Commissioners to consider recreation levy

January 16, 2004|by CANDICE BOSELY

If every homeowner in Berkeley County bought one or two fewer sodas every couple of months and instead gave the money, in the form of a levy, to Martinsburg-Berkeley County Parks & Recreation, numerous improvements could be made to the county's parks and recreation facilities.

That was the pitch Parks & Recreation officials made to the Berkeley County Commission Thursday morning, when they asked for permission to place the levy on the ballot for the May 11 primary election.

The commissioners agreed to the idea but said they want more specifics on exactly how taxpayers' money will be used. They plan to revisit the issue in the next few weeks and take a final vote, said Commission President Steve Teufel.


Overall, the levy is expected to bring in $300,000 to $330,000 a year. Levies can run for up to five years.

Should the levy be placed on the ballot and approved by voters, owners of a home worth $100,000 would pay $6 a year. The owners of a home valued at $200,000 would pay $12 a year, Parks & Recreation Director Steve Catlett said.

In an interview after the meeting, Catlett said plans for the money could include adding more soccer fields to the county's soccer complex and making improvements to Poor House Farm, a park.
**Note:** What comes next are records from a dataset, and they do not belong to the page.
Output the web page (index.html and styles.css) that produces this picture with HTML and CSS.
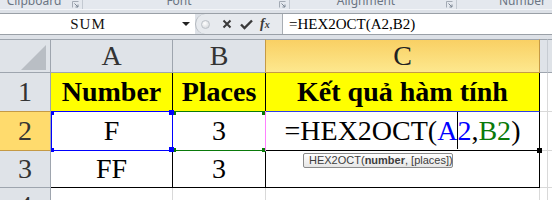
FILE: index.html
```html
<!DOCTYPE html>
<html>
<head>
<meta charset="utf-8">
<link rel="stylesheet" href="styles.css">
</head>
<body>
<div class="app">
  <div class="ribbon">
    <div class="grp g1"><span class="lbl">Clipboard</span><span class="launch"><svg width="7" height="7" viewBox="0 0 7 7"><path d="M0.5 6.5V0.5H6.5" fill="none" stroke="#a3aab4"/><path d="M2.5 2.5L6 6M6 3.5V6H3.5" fill="none" stroke="#7d8794"/></svg></span></div>
    <div class="grp g2"><span class="lbl">Font</span><span class="launch"><svg width="7" height="7" viewBox="0 0 7 7"><path d="M0.5 6.5V0.5H6.5" fill="none" stroke="#a3aab4"/><path d="M2.5 2.5L6 6M6 3.5V6H3.5" fill="none" stroke="#7d8794"/></svg></span></div>
    <div class="grp g3"><span class="lbl">Alignment</span><span class="launch"><svg width="7" height="7" viewBox="0 0 7 7"><path d="M0.5 6.5V0.5H6.5" fill="none" stroke="#a3aab4"/><path d="M2.5 2.5L6 6M6 3.5V6H3.5" fill="none" stroke="#7d8794"/></svg></span></div>
    <div class="grp g4"><span class="lbl lbl4">Number</span></div>
  </div>
  <div class="fwrap">
    <div class="fbar">
      <div class="namebox"><span class="nm">SUM</span><span class="dd"></span></div>
      <div class="btns">
        <span class="grip"></span>
        <svg class="ico-x" width="10" height="10" viewBox="0 0 10 10"><path d="M1.5 1.5L8.5 8.5M8.5 1.5L1.5 8.5" stroke="#3a3a3a" stroke-width="2" fill="none"/></svg>
        <svg class="ico-ok" width="13" height="11" viewBox="0 0 13 11"><path d="M1 5.5L4.5 9L12 1.5" stroke="#3a3a3a" stroke-width="2.4" fill="none"/></svg>
        <span class="fx">f<span class="fxx">x</span></span>
      </div>
      <div class="finput">=HEX2OCT(A2,B2)</div>
    </div>
  </div>
  <div class="sheet">
    <div class="hd corner"><span class="tri"></span></div>
    <div class="hd ch">A</div>
    <div class="hd ch chb">B</div>
    <div class="hd ch chsel">C</div>
    <div class="hd ch chd"></div>
    <div class="hd ch che"></div>

    <div class="hd rh rh1">1</div>
    <div class="c y">Number</div>
    <div class="c y">Places</div>
    <div class="c y c1">Kết quả hàm tính</div>
    <div class="e"></div>
    <div class="e last"></div>

    <div class="hd rh rhsel">2</div>
    <div class="c a2"><span class="ref refA"></span><span class="h hb hA1"></span><span class="h hb hA2"></span><span class="h hb hA3"></span><span class="h hb hA4"></span>F</div>
    <div class="c b2"><span class="ref refB"></span><span class="h hg hB1"></span><span class="h hg hB2"></span><span class="h hg hB3"></span><span class="h hg hB4"></span>3</div>
    <div class="c c2"><span class="pink"></span><span class="h hk hC"></span><span class="ftx">=HEX2OCT(<span class="blu">A<span class="caret">2</span></span>,<span class="grn">B2</span>)</span></div>
    <div class="e"></div>
    <div class="e last"></div>

    <div class="hd rh">3</div>
    <div class="c">FF</div>
    <div class="c">3</div>
    <div class="c c3"><span class="tip">HEX2OCT(<b>number</b>, [places])</span></div>
    <div class="e"></div>
    <div class="e last"></div>

    <div class="hd rh">4</div>
    <div class="e"></div>
    <div class="e"></div>
    <div class="e"></div>
    <div class="e"></div>
    <div class="e last"></div>
  </div>
</div>
</body>
</html>
```
FILE: styles.css
```css
html, body {
  margin: 0;
  padding: 0;
  width: 552px;
  height: 200px;
  overflow: hidden;
  background: #ffffff;
}
.app {
  width: 552px;
  height: 200px;
  overflow: hidden;
}

/* ribbon group labels */
.ribbon {
  display: flex;
  height: 9px;
  background: #e4e8ee;
  border-bottom: 1px solid #f3f5f8;
  overflow: hidden;
}
.grp {
  display: flex;
  box-sizing: border-box;
  border-right: 1px solid #c3c9d1;
}
.g1 { width: 83px; }
.g2 { width: 207px; }
.g3 { width: 167px; }
.g4 { flex: 1; border-right: none; }
.lbl {
  flex: 1;
  text-align: center;
  font: 12px "Noto Sans", sans-serif;
  line-height: 16px;
  margin-top: -7px;
  color: #6a7482;
  white-space: nowrap;
}
.lbl4 { flex: none; margin-left: 42px; }
.launch {
  width: 14px;
  display: flex;
  justify-content: center;
  padding-top: 1px;
}

/* formula bar */
.fwrap {
  background: #dde1e7;
  padding: 3px 0 4px;
}
.fbar {
  display: flex;
  height: 22px;
  box-sizing: border-box;
  border-top: 1px solid #9aa0a7;
  border-bottom: 1px solid #9aa0a7;
}
.namebox {
  width: 195px;
  background: #ffffff;
  display: flex;
  align-items: center;
}
.nm {
  width: 176px;
  text-align: center;
  font: 15px "Liberation Serif", serif;
  letter-spacing: 1px;
  color: #111;
}
.dd {
  width: 0;
  height: 0;
  border-left: 4px solid transparent;
  border-right: 4px solid transparent;
  border-top: 4px solid #222;
  margin-left: 6px;
}
.btns {
  width: 87px;
  box-sizing: border-box;
  display: flex;
  align-items: center;
  background: #e7eaee;
  border-left: 1px solid #b3b8be;
  border-radius: 10px 0 0 10px;
}
.grip {
  width: 9px;
  height: 9px;
  box-sizing: border-box;
  margin-left: 5px;
  border-radius: 50%;
  border: 1px solid #bcc1c7;
  background: radial-gradient(circle at 40% 35%, #ffffff, #cdd1d6);
}
.ico-x { margin-left: 12px; }
.ico-ok { margin-left: 8px; }
.fx {
  margin-left: 7px;
  font: italic bold 14px "Liberation Serif", serif;
  color: #3a3a3a;
  line-height: 14px;
}
.fxx { font-size: 10px; }
.finput {
  flex: 1;
  background: #ffffff;
  border-left: 1px solid #a8adb3;
  padding-left: 6px;
  font: 15px "Liberation Serif", serif;
  line-height: 20px;
  color: #000;
  white-space: nowrap;
}

/* sheet */
.sheet {
  display: grid;
  grid-template-columns: 51px 122px 93px 274px 8px 1fr;
  grid-template-rows: 34px 39px 39px 37px 37px;
  font-family: "Liberation Serif", serif;
}
.hd {
  box-sizing: border-box;
  background: #dfe3e8;
  border-right: 1px solid #9ea5ae;
  border-bottom: 1px solid #9ea5ae;
  display: flex;
  align-items: center;
  justify-content: center;
  font-size: 28px;
  color: #333;
}
.ch { border-top: 1px solid #9ea5ae; }
.corner {
  border-top: 1px solid #9ea5ae;
  align-items: flex-end;
  justify-content: flex-end;
  padding: 0 4px 2px 0;
}
.tri {
  width: 25px;
  height: 25px;
  background: #b9bec4;
  clip-path: polygon(100% 0, 100% 100%, 0 100%);
}
.chb { border-right-color: #c59a45; }
.chsel {
  background: linear-gradient(#f9d064, #fde88e);
  border-right-color: #c59a45;
  border-bottom-color: #c59a45;
  color: #222;
}
.chd { border-right-color: #c7ccd2; }
.che { border-right: none; }
.rh1 { border-bottom-color: #c59a45; }
.rhsel {
  background: #ffdb6d;
  border-bottom-color: #c59a45;
}

.c {
  position: relative;
  box-sizing: border-box;
  border-right: 1px solid #000;
  border-bottom: 1px solid #000;
  display: flex;
  align-items: center;
  justify-content: center;
  font-size: 28px;
  color: #000;
  white-space: nowrap;
}
.y {
  background: #ffff00;
  font-weight: bold;
}
.c1 { border-bottom-color: #2b3fe8; }
.e {
  box-sizing: border-box;
  border-right: 1px solid #d9d9d9;
  border-bottom: 1px solid #d9d9d9;
}
.e.last { border-right: none; }

/* reference highlights */
.ref {
  position: absolute;
  top: -1px;
  left: 0;
  right: -1px;
  bottom: -1px;
  border: 1px solid;
}
.refA { border-color: #0000ff; z-index: 3; }
.refB { left: -1px; border-color: #0a7a0a; z-index: 2; }
.h { position: absolute; }
.hb { background: #0000ff; z-index: 4; }
.hg { background: #0a7a0a; z-index: 2; }
.hk { background: #000; z-index: 5; }
.hA1 { left: 0; top: -1px; width: 3px; height: 4px; }
.hA2 { left: 0; top: 36px; width: 3px; height: 4px; }
.hA3 { left: 118px; top: -2px; width: 5px; height: 5px; }
.hA4 { left: 118px; top: 35px; width: 5px; height: 5px; }
.hB1 { left: -1px; top: -1px; width: 4px; height: 4px; }
.hB2 { left: -1px; top: 36px; width: 4px; height: 4px; }
.hB3 { left: 89px; top: -1px; width: 4px; height: 4px; }
.hB4 { left: 89px; top: 36px; width: 4px; height: 4px; }
.hC { left: 271px; top: 36px; width: 5px; height: 5px; }
.pink {
  position: absolute;
  left: -1px;
  top: -1px;
  bottom: -1px;
  width: 1px;
  background: #ff80ff;
  z-index: 5;
}
.blu { color: #0000ff; }
.grn { color: #0a7a0a; }
.caret { position: relative; }
.caret::before {
  content: "";
  position: absolute;
  left: 0;
  top: -3px;
  bottom: -3px;
  width: 1px;
  background: #000;
}

/* tooltip */
.tip {
  position: absolute;
  left: 37px;
  top: 2px;
  width: 150px;
  height: 15px;
  box-sizing: border-box;
  border: 1px solid #8a8a8a;
  border-radius: 2px;
  background: linear-gradient(#ffffff, #e6e6e6);
  font: 11px "Liberation Sans", sans-serif;
  line-height: 13px;
  color: #3d3d3d;
  padding-left: 5px;
  white-space: nowrap;
  z-index: 6;
}
```
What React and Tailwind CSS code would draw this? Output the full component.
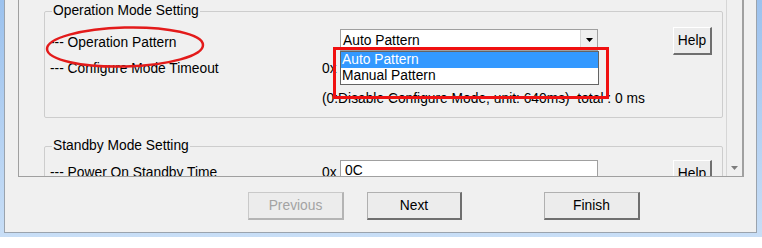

Currently, three regulation-size soccer fields are in place at the complex in Falling Waters, W.Va., but acreage exists for six, he said. Adding outdoor lights, which would allow for night games, also is a possibility.

At Poor House Farm, possibilities include building an outdoor basketball complex, adding more pavilions, continuing with restoration of a historic barn and adding an amphitheater.

Building a softball field complex somewhere in the county also is a possibility, Catlett said.

No new indoor facilities are in the works, but Catlett said an addition could be built onto the Berkeley 2000 facility.

Levy money also would be used for operating expenditures - a notion about which the county commissioners expressed concern.

Teufel and Commissioner Howard Strauss said they believe voters would approve the levy if they can see its results.

Using levy money for operating purposes is unwise, the commissioners said, especially if Parks & Recreation comes to depend on that money and later finds itself in a bind should the levy renewal fail in the future.

Catlett responded that it's useless to build new facilities and expand additional ones if they are not properly maintained. He said it would be better to build half a million dollars worth of facilities and properly maintain them than build $1 million worth and not keep up with maintenance.

Levy money would be used only to pay for part-time maintenance work, not to hire full-time people who might be laid off should the levy not gain voters' approval in the future. The department also would use the money to buy necessary equipment like mowers, officials said.

All of the money currently allocated by the city of Martinsburg, the county commissioners and the Board of Education - $332,000 - is used for employee salaries and benefits.

Additional expenses must be paid with money that Parks & Recreation makes, including fees charged to use the agency's miniature golf course and to swim in one of its two pools. Money also is raised from the Haunted Trail at Halloween and through other programs.

Because of the additional income, Parks & Rec has a budget of $1.3 million, Catlett said.

It's money well spent, especially since green space is disappearing, Catlett said.

"What better investment can you make in your community, to quality of life, than recreation?" he said.